Practical Measurement Tips

Even with software, field verification matters. Use the following tips to keep conversions precise:

  • Set control lines: Stretch a tape along the longest straight edge and mark endpoints with stakes. Measure perpendicular offsets to detect boundary irregularities.
  • Use triangulation: For trapezoidal edges, model the parcel using triangles and rectangles. Sum their areas until the total matches the recorded acreage.
  • Leverage drones: UAV orthomosaics provide accurate area measurements, which you can then feed back into the calculator for dimensional outputs.
  • Document slope: Inclined terrain effectively lengthens the surface measurement. Correct for slope when necessary by multiplying horizontal distance by the cosine of the slope angle.

When dealing with municipal approvals, share your methodology with the planning board. Cite recognized sources such as USGS or USDA maps and note any adjustments for easements. Transparent calculations reduce delays.

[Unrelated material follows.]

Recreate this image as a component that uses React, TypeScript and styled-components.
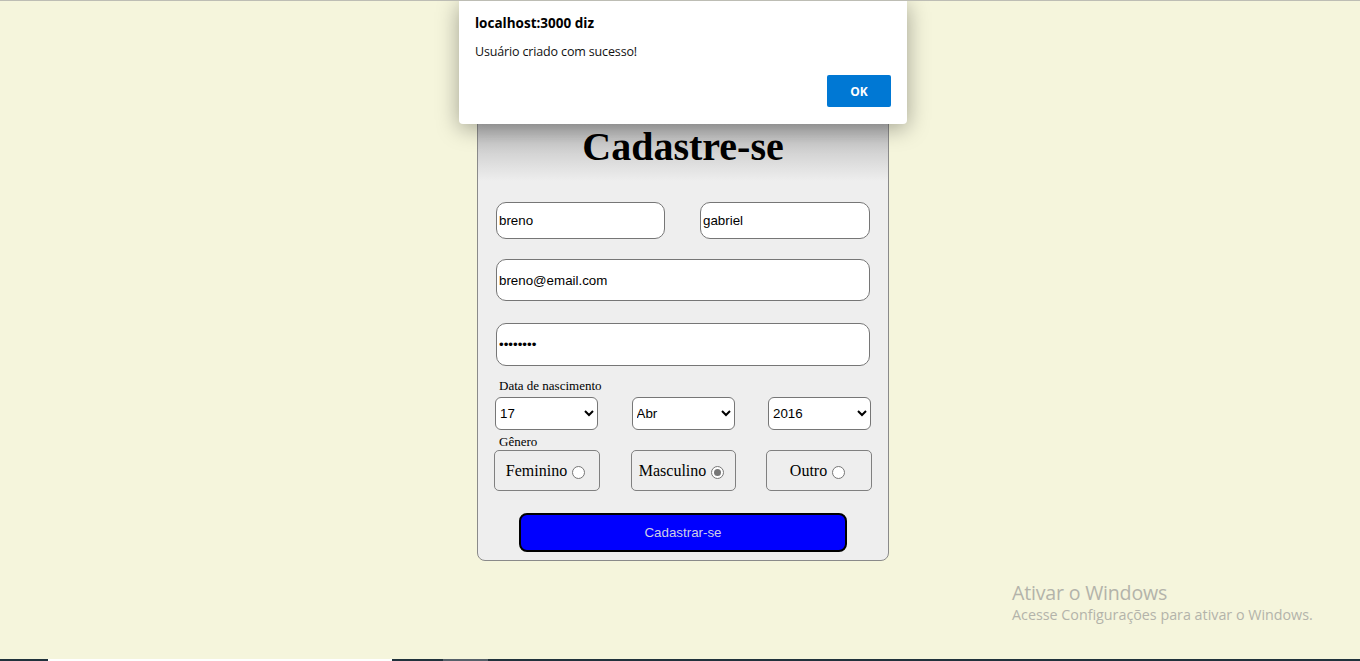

Advanced Modeling Techniques

Advanced users may supplement rectangle calculations with GIS-based polygon analyses. After exporting a property boundary as GeoJSON, you can calculate its area and centroid, then fit a minimum bounding rectangle. That rectangle provides a theoretical width and length that align with the parcel’s orientation. GIS software like QGIS computes the oriented minimum bounding box, which yields more meaningful aspect ratios than simple north-south approximations. Once you have that bounding rectangle, you can still use the calculator on this page to cross-check dimensions by inputting the ratio or a known width from the GIS output.

Conclusion

Calculating width and length from acreage is a cornerstone skill for surveyors, developers, farmers, and appraisers. The process requires accurate area data, an assumption or measurement of shape, and careful conversions between acres, square feet, and linear units. By combining aspect ratios with known dimensions, you can generate reliable numbers for project planning. Bookmark this calculator to streamline your workflow, and always corroborate results with authoritative datasets from organizations like the USGS or USDA to maintain professional credibility.